Luego de la partida de sus parientes a Estados Unidos, su rama es todo lo que
queda del árbol familiar en Holanda: ‘No tenemos pasado, porque mi familia no
cuenta historias. A menos que lo escriba, no existirá. Algunas personas no se
preocupan por el pasado. Sin embargo, la idea de que el pasado no pueda
recuperarse, no sobreviva, me llena de horror’. (…) El pasado y los recuerdos
proporcionan una base sólida, como lo hace la confrontación con uno mismo.

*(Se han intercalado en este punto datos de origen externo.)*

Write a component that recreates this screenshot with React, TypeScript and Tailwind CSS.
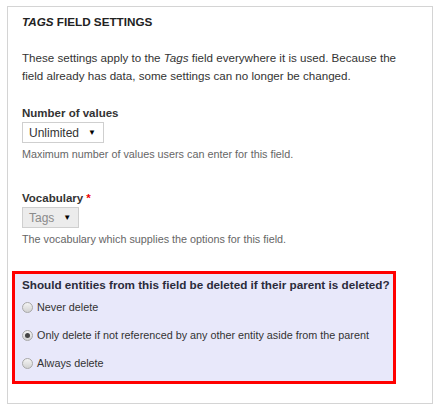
// Field settings form: Tags field, with the delete-behaviour question boxed in red
const OPTIONS = [
  { id: 'never', label: 'Never delete', checked: false },
  { id: 'orphan', label: 'Only delete if not referenced by any other entity aside from the parent', checked: true },
  { id: 'always', label: 'Always delete', checked: false },
];

function Radio({ checked }: { checked: boolean }) {
  return (
    <span className="w-[11px] h-[11px] rounded-full border border-[#a8a8a8] bg-gradient-to-b from-[#f4f4f4] to-[#d2d2d2] flex items-center justify-center shrink-0">
      {checked && <span className="w-[5px] h-[5px] rounded-full bg-[#444]" />}
    </span>
  );
}

function FakeSelect({ value, disabled }: { value: string; disabled?: boolean }) {
  return (
    <div
      className={`flex w-fit items-center h-[21px] pl-[6px] pr-[7px] gap-[9px] border border-[#cfcfcf] text-[12px] ${
        disabled ? 'bg-[#ececec] text-[#8a8a8a]' : 'bg-white text-[#333]'
      }`}
    >
      <span>{value}</span>
      <span className="text-[8px] text-black">▼</span>
    </div>
  );
}

export default function App() {
  return (
    <div className="bg-white w-[440px] h-[411px] pt-[6px] pl-[7px] font-['Liberation_Sans',Arial,sans-serif] text-[#333]">
      <div className="w-[426px] h-[398px] border border-[#d4d4d4] pt-[6px] pl-[4px]">
        <h2 className="ml-[10px] text-[11.7px] leading-[18px] font-bold uppercase text-[#222]">
          <em>Tags</em> field settings
        </h2>

        <p className="ml-[10px] mt-[18px] w-[390px] text-[11.6px] leading-[18px]">
          These settings apply to the <em>Tags</em> field everywhere it is used. Because the field already has data, some settings can no longer be changed.
        </p>

        <div className="ml-[10px] mt-[19px]">
          <p className="text-[11.5px] leading-[18px] font-bold">Number of values</p>
          <FakeSelect value="Unlimited" />
          <p className="mt-[4px] text-[10.8px] leading-[14px] text-[#666]">Maximum number of values users can enter for this field.</p>
        </div>

        <div className="ml-[10px] mt-[28px]">
          <p className="text-[11.5px] leading-[18px] font-bold">
            Vocabulary <span className="text-[#e00]">*</span>
          </p>
          <FakeSelect value="Tags" disabled />
          <p className="mt-[4px] text-[10.8px] leading-[14px] text-[#666]">The vocabulary which supplies the options for this field.</p>
        </div>

        <div className="mt-[25px] w-[384px] border-[3px] border-[#f00] bg-[#e8e8fa] pt-[3px] pb-[10px] pl-[7px]">
          <p className="text-[11.7px] leading-[16px] font-bold text-[#2b2b3b]">
            Should entities from this field be deleted if their parent is deleted?
          </p>
          <div className="mt-[6px] flex flex-col gap-[12px]">
            {OPTIONS.map((o) => (
              <label key={o.id} className="flex items-center gap-[4px] h-[16px] text-[10.8px] text-[#333]">
                <Radio checked={o.checked} />
                <span>{o.label}</span>
              </label>
            ))}
          </div>
        </div>
      </div>
    </div>
  );
}
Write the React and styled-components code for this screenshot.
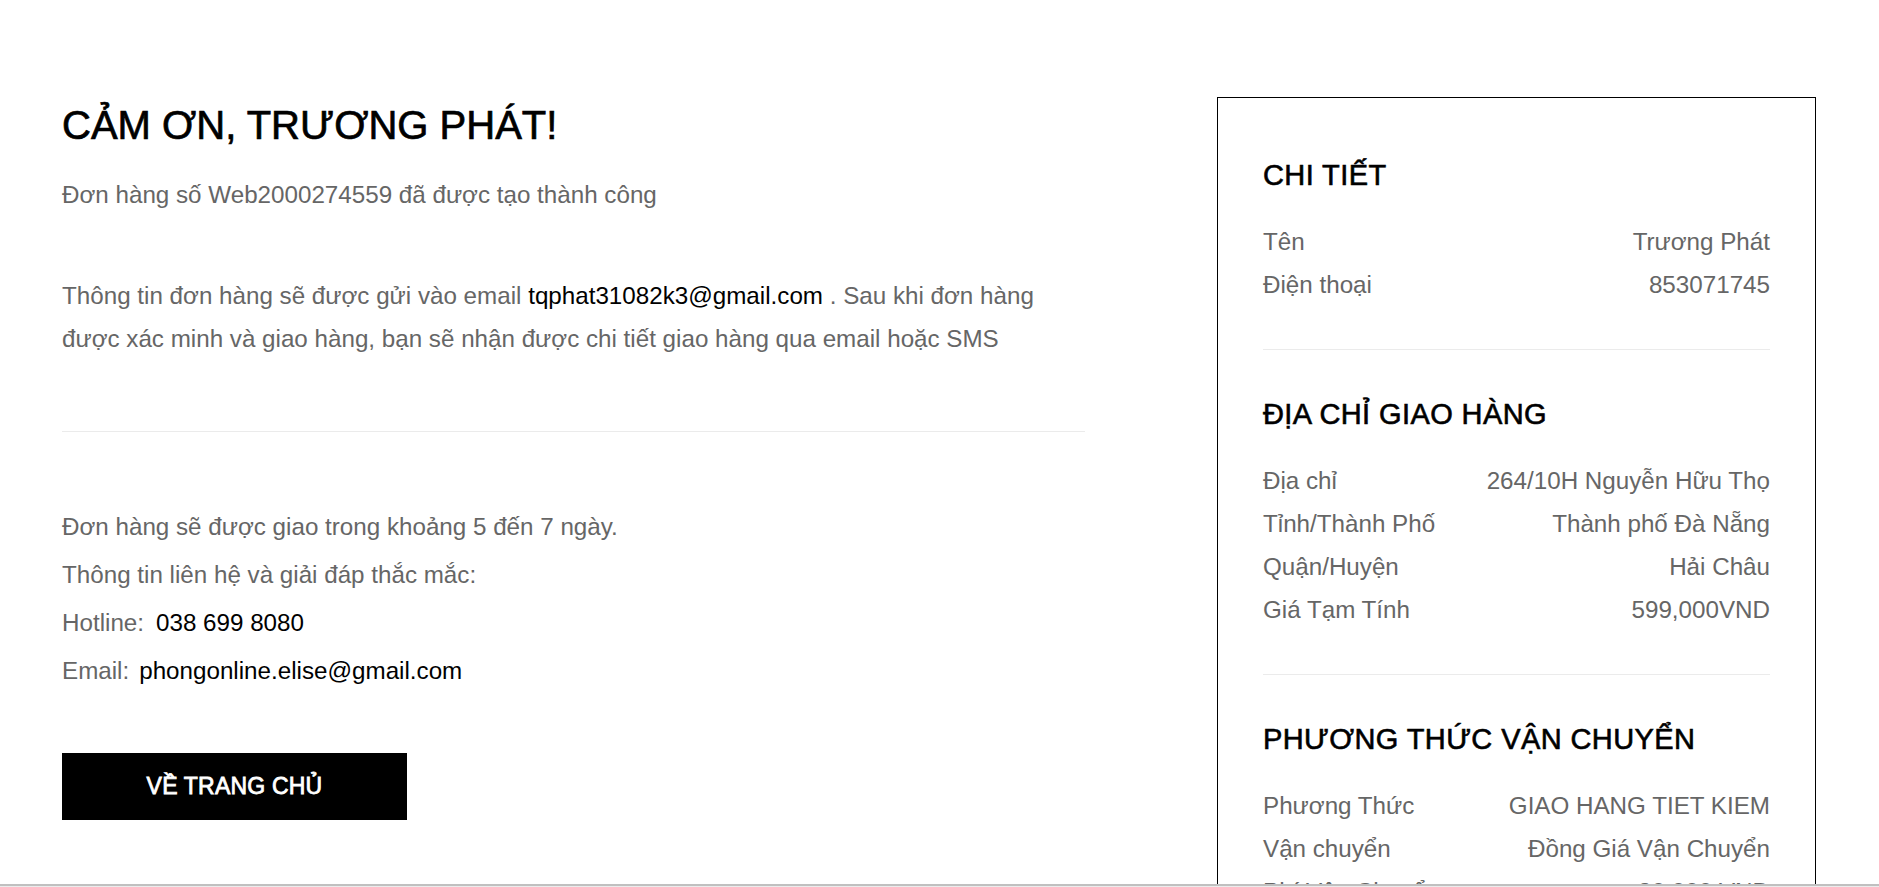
import React from "react";
import styled, { createGlobalStyle } from "styled-components";

const GlobalStyle = createGlobalStyle`
  html, body { margin: 0; padding: 0; background: #fff; }
  body {
    font-family: "Liberation Sans", Arial, Helvetica, sans-serif;
    color: #666;
  }
  * { box-sizing: border-box; }
`;

const Page = styled.div`
  display: grid;
  grid-template-columns: 1023px 599px;
  column-gap: 132px;
  align-items: start;
  padding: 97px 63px 0 62px;
`;

const Main = styled.section`
  display: flex;
  flex-direction: column;
`;

const Title = styled.h1`
  margin: 0;
  font-size: 40px;
  line-height: 56px;
  font-weight: 400;
  color: #000;
  -webkit-text-stroke: 0.7px #000;
`;

const Text = styled.p`
  margin: ${(p) => p.$mt || 0}px 0 0;
  font-size: 24.2px;
  line-height: ${(p) => p.$lh || 43}px;
  color: #666;
`;

const Strong = styled.span`
  color: #000;
  margin-left: ${(p) => p.$ml || 0}px;
`;

const Rule = styled.hr`
  margin: ${(p) => p.$my || 0}px 0;
  border: 0;
  border-top: 1px solid #ebebeb;
  height: 0;
  width: 100%;
`;

const Info = styled.div`
  display: flex;
  flex-direction: column;
`;

const HomeButton = styled.button`
  margin-top: 58px;
  width: 345px;
  height: 67px;
  border: 0;
  border-radius: 0;
  background: #000;
  color: #fff;
  font-family: "Liberation Sans", Arial, Helvetica, sans-serif;
  font-size: 23px;
  font-weight: 400;
  letter-spacing: 0.2px;
  -webkit-text-stroke: 0.8px #fff;
  cursor: pointer;
  display: flex;
  align-items: center;
  justify-content: center;
`;

const Card = styled.aside`
  border: 1px solid #000;
  padding: 13px 45px 40px;
  background: #fff;
`;

const Section = styled.div`
  padding: 46px 0 43px;
  border-bottom: 1px solid #ebebeb;
  &:last-child { border-bottom: 0; }
`;

const SectionTitle = styled.h2`
  margin: 0 0 27px;
  font-size: 29px;
  line-height: 36px;
  font-weight: 400;
  color: #000;
  -webkit-text-stroke: 0.6px #000;
  letter-spacing: 0.4px;
`;

const Row = styled.div`
  display: flex;
  justify-content: space-between;
  align-items: center;
  font-size: 24.2px;
  line-height: 43px;
  color: #666;
`;

const BottomEdge = styled.div`
  position: fixed;
  left: 0;
  right: 0;
  bottom: 0;
  height: 3px;
  background: #ececec;
  border-top: 2px solid #c0c0c0;
`;

const sections = [
  {
    title: "CHI TIẾT",
    rows: [
      ["Tên", "Trương Phát"],
      ["Điện thoại", "853071745"],
    ],
  },
  {
    title: "ĐỊA CHỈ GIAO HÀNG",
    rows: [
      ["Địa chỉ", "264/10H Nguyễn Hữu Thọ"],
      ["Tỉnh/Thành Phố", "Thành phố Đà Nẵng"],
      ["Quận/Huyện", "Hải Châu"],
      ["Giá Tạm Tính", "599,000VND"],
    ],
  },
  {
    title: "PHƯƠNG THỨC VẬN CHUYỂN",
    rows: [
      ["Phương Thức", "GIAO HANG TIET KIEM"],
      ["Vận chuyển", "Đồng Giá Vận Chuyển"],
      ["Phí Vận Chuyển", "30,000 VND"],
      ["Tổng Cộng", "629,000 VND"],
    ],
  },
];

export default function App() {
  return (
    <>
      <GlobalStyle />
      <Page>
        <Main>
          <Title>CẢM ƠN, TRƯƠNG PHÁT!</Title>
          <Text $mt={20}>Đơn hàng số Web2000274559 đã được tạo thành công</Text>
          <Text $mt={58}>
            Thông tin đơn hàng sẽ được gửi vào email{" "}
            <Strong>tqphat31082k3@gmail.com</Strong> . Sau khi đơn hàng được xác
            minh và giao hàng, bạn sẽ nhận được chi tiết giao hàng qua email hoặc
            SMS
          </Text>
          <Rule $my={71} />
          <Info>
            <Text $lh={48}>Đơn hàng sẽ được giao trong khoảng 5 đến 7 ngày.</Text>
            <Text $lh={48}>Thông tin liên hệ và giải đáp thắc mắc:</Text>
            <Text $lh={48}>
              Hotline:<Strong $ml={12}>038 699 8080</Strong>
            </Text>
            <Text $lh={48}>
              Email:<Strong $ml={10}>phongonline.elise@gmail.com</Strong>
            </Text>
          </Info>
          <HomeButton type="button">VỀ TRANG CHỦ</HomeButton>
        </Main>
        <Card>
          {sections.map((s) => (
            <Section key={s.title}>
              <SectionTitle>{s.title}</SectionTitle>
              {s.rows.map(([k, v]) => (
                <Row key={k}>
                  <span>{k}</span>
                  <span>{v}</span>
                </Row>
              ))}
            </Section>
          ))}
        </Card>
      </Page>
      <BottomEdge />
    </>
  );
}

Wieringa se da cuenta ahora: ‘Por ejemplo, hoy ayudé a alguien a abrir una
puerta en el tren. Deposité mi basura. Alimenté y llevé a mis hijos a la
guardería. En una palabra: soy un buen ciudadano. Pero si mantengo mis
recuerdos, sé que soy tan despreciable como cualquier otra persona. Sé de lo
que soy capaz. Y no siempre es lindo. En Los
nombres lo pongo de esta manera: Una
vez en su vida un hombre llorará porque llega a comprenderse perfectamente. Y,
una vez en su vida, llorará porque sabe que no puede salvarse. Ésta es la
esencia de mi libro”.
Traducción de Mónica Herrero.
Datos para una biografía
Tommy
Wieringa
nació en el pueblo holandés de Goor, en 1967. Estudió historia y periodismo en
las universidades de Groningen y de Utrecht. Vivió varios años en el Caribe. Publicó
más de quince títulos desde la aparición de su primera novela en 1995. Su
repertorio incluye novelas, crónicas, cuentos, literatura de viajes, ensayos,
reseñas periodísticas, crítica cultural y del arte. Su visibilidad en los
Países Bajos y el mundo aumentó drásticamente en 2005 con la publicación de su
cuarta novela, Joe Speedboat, ampliamente galardonada, de la cual
se vendieron más de trescientos mil ejemplares. Sus obras siguientes continuaron
ganando premios nacionales y cultivando críticas positivas. Fueron traducidas a
muchas lenguas, incluyendo el coreano, el hebreo, el hindi, el alemán, el
francés y el inglés. En el ámbito hispano, la editorial Destino publicó Andanzas
de Joe Speedboat contadas por el luchador de un solo brazo, en 2008. Tiene
una sólida carrera periodística, escribiendo artículos y columnas para diversos
medios holandeses, actividad que aún práctica.